# Fonelab forensics question



## Physics (Sep 18, 2019)

Greetings. Some may know me from my original post here on the forum, from which I’ve received a great deal of support. Thank you. I’m going to do a FoneLab forensics exam on my wife’s phone and want to know one critical element- that is, WHEN certain text messages were deleted. I need dates and times to further support the theory that she absolutely knew AT THE TIME the texts were received and sent that they were inappropriate - and deleted them. She claims that if I find some deleted messages on her phone, it’s because she randomly deletes extraneous texts as a habit from the old days of limited storage. I believe I already have all the messages because even though she potentially deleted some on her phone “as a habit” and then later when confronted with me wanting to see the texts, she deleted ALL the inappropriate ones and showed me only the sanitized version, without any inappropriate texts. So, to prove additional guilty mind, I need to prove when she actually deleted them, if any, before she deleted more of them. Thanks.


----------



## Tasorundo (Apr 1, 2012)

I don't know if it will tell you that, but if you find new text messages, then it doesn't really matter.

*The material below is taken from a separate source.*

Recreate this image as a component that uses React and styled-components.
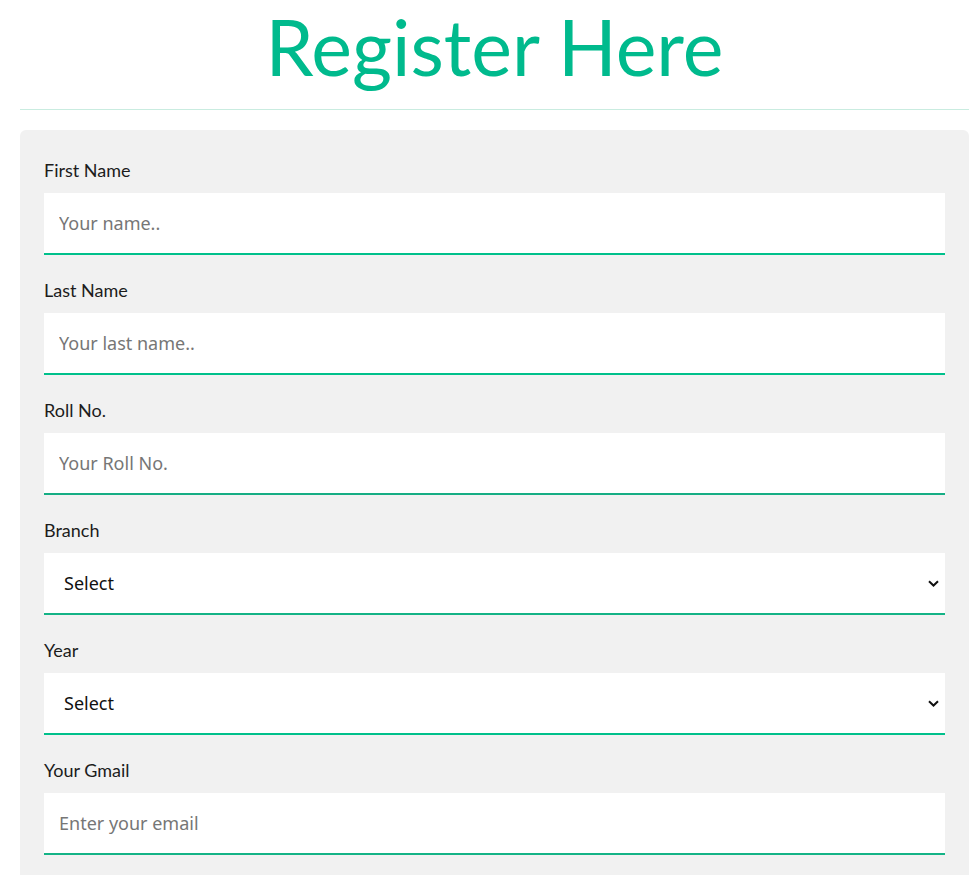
import React from 'react';
import styled, { createGlobalStyle } from 'styled-components';

const GlobalStyle = createGlobalStyle`
  html, body {
    margin: 0;
    padding: 0;
    background: #ffffff;
  }
  body {
    font-family: Lato, "Liberation Sans", sans-serif;
  }
  * {
    box-sizing: border-box;
  }
`;

const Page = styled.div`
  padding: 0 11px 0 20px;
`;

const Header = styled.header`
  display: flex;
  justify-content: center;
  height: 109px;
`;

const Title = styled.h1`
  margin: 0;
  font-family: Lato, "Liberation Sans", sans-serif;
  font-weight: 400;
  font-size: 77px;
  line-height: 92px;
  color: #00ba8d;
`;

const Divider = styled.hr`
  margin: 0 0 20px;
  border: 0;
  border-top: 1px solid #c9ece0;
`;

const Card = styled.form`
  background: #f1f1f1;
  border-radius: 6px;
  padding: 28px 24px 24px;
`;

const Field = styled.div`
  margin-bottom: 23px;
`;

const Label = styled.label`
  display: block;
  margin-bottom: 11px;
  font-family: Lato, "Liberation Sans", sans-serif;
  font-size: 18px;
  line-height: 24px;
  color: #1c1c1c;
`;

const Control = styled.div`
  position: relative;
  height: 62px;
  background: #ffffff;
  border-bottom: 2px solid ${props => props.$line || '#00c08b'};
`;

const Input = styled.input`
  display: block;
  width: 100%;
  height: 60px;
  padding: 0 15px;
  border: none;
  border-radius: 0;
  background: transparent;
  font-family: "Noto Sans", "Open Sans", sans-serif;
  font-size: 18px;
  color: #222;
  outline: none;

  &::placeholder {
    color: #767676;
  }
`;

const Select = styled.select`
  display: block;
  width: 100%;
  height: 60px;
  padding: 0 20px;
  border: none;
  border-radius: 0;
  background: transparent;
  appearance: none;
  font-family: "Noto Sans", "Open Sans", sans-serif;
  font-size: 18px;
  color: #111;
  outline: none;
`;

const Chevron = styled.svg`
  position: absolute;
  right: 6px;
  top: 27px;
  width: 11px;
  height: 7px;
  pointer-events: none;
`;

const fields = [
  { label: 'First Name', placeholder: 'Your name..' },
  { label: 'Last Name', placeholder: 'Your last name..' },
  { label: 'Roll No.', placeholder: 'Your Roll No.', line: '#16ad84' },
  { label: 'Branch', select: true, line: '#14b386' },
  { label: 'Year', select: true },
  { label: 'Your Gmail', placeholder: 'Enter your email', line: '#14b386' }
];

export default function App() {
  return (
    <Page>
      <GlobalStyle />
      <Header>
        <Title>Register Here</Title>
      </Header>
      <Divider />
      <Card onSubmit={e => e.preventDefault()}>
        {fields.map(f => (
          <Field key={f.label}>
            <Label>{f.label}</Label>
            <Control $line={f.line}>
              {f.select ? (
                <>
                  <Select defaultValue="">
                    <option value="">Select</option>
                  </Select>
                  <Chevron viewBox="0 0 11 7">
                    <path d="M1 1.2 L5.5 5.5 L10 1.2" fill="none" stroke="#111" strokeWidth="2" />
                  </Chevron>
                </>
              ) : (
                <Input placeholder={f.placeholder} />
              )}
            </Control>
          </Field>
        ))}
      </Card>
    </Page>
  );
}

One way to know without that data, is look at the messages before you restore them. If there are older, undeleted messages, and if the content of the new messages is questionable, then you would be a fool to believe it was random chance.

Restore the phone, verify the messages, that will tell you all you need to know.


----------



## Robert22205 (Jun 6, 2018)

Do the examination anyway. You’ll need to put together a very detailed study of their texts in order to respond to her claim that she wasn’t aware of the flirty or suggestive nature of the texts.

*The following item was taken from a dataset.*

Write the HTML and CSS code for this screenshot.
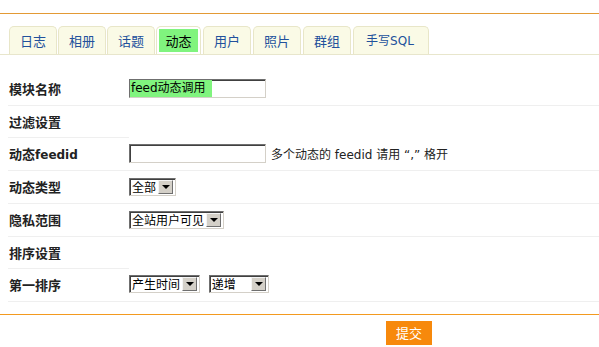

With or without the date of deletion, I think the content of the deleted messages prior to confrontation (if any) will speak for themselves. It’s not just the content but whether there’s a pattern of her taking the initiative and reaching out to him first in each exchange. 

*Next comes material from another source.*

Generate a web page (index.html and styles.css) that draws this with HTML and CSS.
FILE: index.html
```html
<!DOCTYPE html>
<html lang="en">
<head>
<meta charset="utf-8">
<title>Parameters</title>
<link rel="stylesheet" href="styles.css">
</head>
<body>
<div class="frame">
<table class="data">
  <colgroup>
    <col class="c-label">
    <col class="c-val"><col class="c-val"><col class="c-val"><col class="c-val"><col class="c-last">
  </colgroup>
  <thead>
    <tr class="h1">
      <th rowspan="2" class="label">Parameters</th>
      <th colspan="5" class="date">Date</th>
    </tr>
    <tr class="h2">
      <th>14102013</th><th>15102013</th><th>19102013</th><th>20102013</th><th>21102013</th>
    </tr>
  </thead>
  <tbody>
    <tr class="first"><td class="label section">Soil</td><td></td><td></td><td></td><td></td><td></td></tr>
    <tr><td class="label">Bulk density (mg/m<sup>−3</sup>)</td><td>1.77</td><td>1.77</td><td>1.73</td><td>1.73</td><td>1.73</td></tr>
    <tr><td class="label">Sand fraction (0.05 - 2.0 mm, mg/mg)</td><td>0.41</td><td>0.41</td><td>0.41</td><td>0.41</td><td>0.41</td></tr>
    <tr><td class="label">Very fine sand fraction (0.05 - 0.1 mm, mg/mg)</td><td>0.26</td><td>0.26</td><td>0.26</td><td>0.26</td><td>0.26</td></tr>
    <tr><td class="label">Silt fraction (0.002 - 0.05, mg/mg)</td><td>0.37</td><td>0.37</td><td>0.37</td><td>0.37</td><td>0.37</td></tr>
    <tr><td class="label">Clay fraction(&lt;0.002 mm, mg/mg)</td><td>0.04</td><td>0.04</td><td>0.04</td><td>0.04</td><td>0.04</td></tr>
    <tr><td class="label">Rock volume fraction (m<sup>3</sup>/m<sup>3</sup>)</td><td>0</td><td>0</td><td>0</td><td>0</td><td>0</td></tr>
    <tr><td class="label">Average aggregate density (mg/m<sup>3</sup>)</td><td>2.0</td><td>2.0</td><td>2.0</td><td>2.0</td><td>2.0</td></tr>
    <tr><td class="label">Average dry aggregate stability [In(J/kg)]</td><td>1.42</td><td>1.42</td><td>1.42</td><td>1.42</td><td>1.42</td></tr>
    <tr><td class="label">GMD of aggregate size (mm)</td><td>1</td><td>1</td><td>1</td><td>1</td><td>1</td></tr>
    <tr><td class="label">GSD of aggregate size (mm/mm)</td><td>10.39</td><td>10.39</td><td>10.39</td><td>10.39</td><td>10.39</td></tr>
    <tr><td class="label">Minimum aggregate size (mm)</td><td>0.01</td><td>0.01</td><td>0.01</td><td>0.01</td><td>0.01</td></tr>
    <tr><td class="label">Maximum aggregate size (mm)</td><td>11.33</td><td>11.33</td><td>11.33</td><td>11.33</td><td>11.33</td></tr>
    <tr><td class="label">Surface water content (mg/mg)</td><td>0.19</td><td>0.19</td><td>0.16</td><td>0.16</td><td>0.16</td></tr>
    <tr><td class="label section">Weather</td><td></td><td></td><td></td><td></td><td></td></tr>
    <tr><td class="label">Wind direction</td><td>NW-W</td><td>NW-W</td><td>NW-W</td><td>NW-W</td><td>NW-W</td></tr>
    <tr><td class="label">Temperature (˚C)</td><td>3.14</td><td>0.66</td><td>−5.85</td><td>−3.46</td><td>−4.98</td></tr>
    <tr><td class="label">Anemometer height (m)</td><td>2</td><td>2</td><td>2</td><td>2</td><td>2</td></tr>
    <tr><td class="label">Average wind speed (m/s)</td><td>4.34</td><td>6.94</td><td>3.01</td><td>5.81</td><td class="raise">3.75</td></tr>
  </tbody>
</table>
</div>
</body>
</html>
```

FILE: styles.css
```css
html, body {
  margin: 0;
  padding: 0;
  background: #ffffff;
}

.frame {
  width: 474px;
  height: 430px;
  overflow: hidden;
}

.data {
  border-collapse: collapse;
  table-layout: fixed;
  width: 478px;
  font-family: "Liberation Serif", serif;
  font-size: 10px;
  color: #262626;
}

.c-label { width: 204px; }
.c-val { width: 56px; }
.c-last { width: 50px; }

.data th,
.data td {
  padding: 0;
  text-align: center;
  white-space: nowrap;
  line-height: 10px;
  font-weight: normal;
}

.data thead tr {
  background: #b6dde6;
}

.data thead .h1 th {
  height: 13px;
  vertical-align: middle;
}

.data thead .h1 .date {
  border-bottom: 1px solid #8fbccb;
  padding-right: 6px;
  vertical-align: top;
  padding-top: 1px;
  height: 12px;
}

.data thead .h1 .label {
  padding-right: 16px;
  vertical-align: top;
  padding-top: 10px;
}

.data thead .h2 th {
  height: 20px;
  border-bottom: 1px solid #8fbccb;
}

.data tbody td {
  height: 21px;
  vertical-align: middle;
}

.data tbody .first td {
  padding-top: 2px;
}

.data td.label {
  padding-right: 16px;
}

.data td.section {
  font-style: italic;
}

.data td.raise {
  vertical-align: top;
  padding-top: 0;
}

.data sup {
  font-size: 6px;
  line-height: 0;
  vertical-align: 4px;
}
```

Recovering texts (that you haven't seen before) will confirm whether and to what extent she was routinely deleting messages (prior to the confrontation) to save space; and if she was deleting messages did she just delete the flirty texts?

In discussing the texts with her, remember to focus on her actions vs her words (excuses). For example, if she was unaware that the texts were flirty, how would she know which texts to delete or edit after the confrontation? 

Furthermore, in reviewing their texts, I observed she used flirty emojis for the first two months (Jan & Feb) and then she stopped. 
While the OM’s use of flirty emojis escalated, including routinely signing off with ‘love’ … and one time calling her his sweetheart. 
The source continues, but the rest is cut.